§ **Given instruction**:
Retype every line from the start of the entries below down to the line with "import React from", both ends included; skip the pictures.

Collected data entries:
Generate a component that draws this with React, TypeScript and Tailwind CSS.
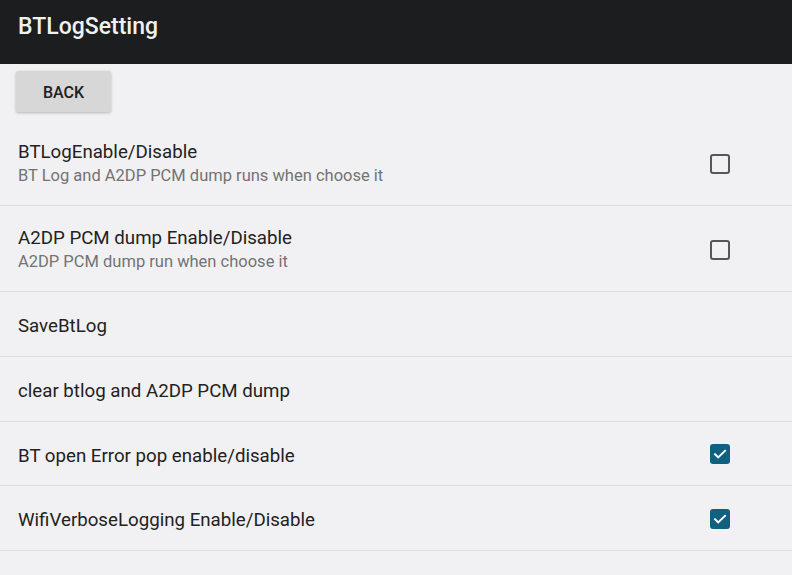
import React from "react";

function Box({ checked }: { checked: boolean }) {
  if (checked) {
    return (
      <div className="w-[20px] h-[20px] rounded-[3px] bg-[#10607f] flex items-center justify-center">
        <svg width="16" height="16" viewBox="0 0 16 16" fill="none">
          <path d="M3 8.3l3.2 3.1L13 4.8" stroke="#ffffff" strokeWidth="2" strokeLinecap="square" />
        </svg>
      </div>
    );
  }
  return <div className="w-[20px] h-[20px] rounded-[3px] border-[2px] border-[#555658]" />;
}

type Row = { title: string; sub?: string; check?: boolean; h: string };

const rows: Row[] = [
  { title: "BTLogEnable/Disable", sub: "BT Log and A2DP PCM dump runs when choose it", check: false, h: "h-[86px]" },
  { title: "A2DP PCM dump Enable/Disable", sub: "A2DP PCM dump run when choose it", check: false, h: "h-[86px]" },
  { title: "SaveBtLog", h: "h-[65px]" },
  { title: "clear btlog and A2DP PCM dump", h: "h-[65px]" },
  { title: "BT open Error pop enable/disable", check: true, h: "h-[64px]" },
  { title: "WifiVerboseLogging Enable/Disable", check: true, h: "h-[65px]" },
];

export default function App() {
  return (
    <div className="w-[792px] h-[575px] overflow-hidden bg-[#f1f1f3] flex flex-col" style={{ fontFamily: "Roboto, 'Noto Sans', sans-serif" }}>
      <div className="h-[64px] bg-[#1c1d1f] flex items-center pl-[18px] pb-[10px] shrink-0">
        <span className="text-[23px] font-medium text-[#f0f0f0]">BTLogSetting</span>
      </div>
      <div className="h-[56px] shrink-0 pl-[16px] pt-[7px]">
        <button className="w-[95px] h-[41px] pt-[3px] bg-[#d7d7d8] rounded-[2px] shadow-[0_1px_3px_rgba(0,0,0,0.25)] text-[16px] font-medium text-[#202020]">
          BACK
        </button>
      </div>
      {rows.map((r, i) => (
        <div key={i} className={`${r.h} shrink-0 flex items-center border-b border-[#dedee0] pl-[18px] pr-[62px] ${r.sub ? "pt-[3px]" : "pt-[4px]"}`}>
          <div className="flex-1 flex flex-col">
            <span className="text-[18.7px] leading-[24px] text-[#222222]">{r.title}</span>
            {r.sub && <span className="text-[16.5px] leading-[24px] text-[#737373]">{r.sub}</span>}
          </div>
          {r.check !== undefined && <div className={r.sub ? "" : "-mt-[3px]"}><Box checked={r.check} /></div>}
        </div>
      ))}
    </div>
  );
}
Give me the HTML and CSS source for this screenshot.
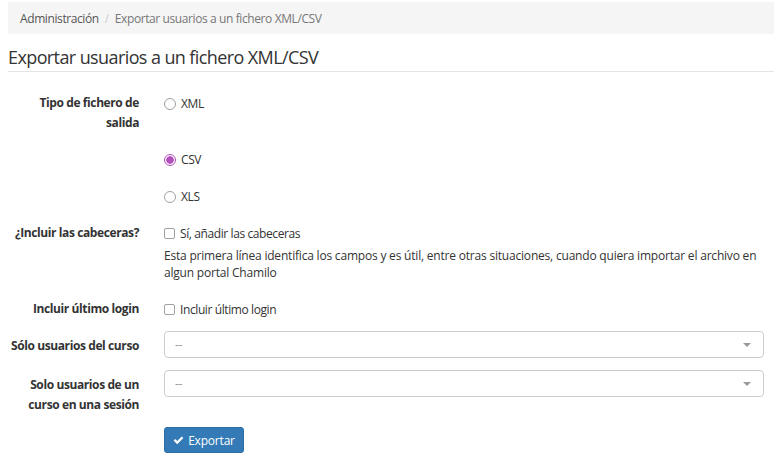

§ **Written solution**:
Generate a component that draws this with React, TypeScript and Tailwind CSS.
import React from "react";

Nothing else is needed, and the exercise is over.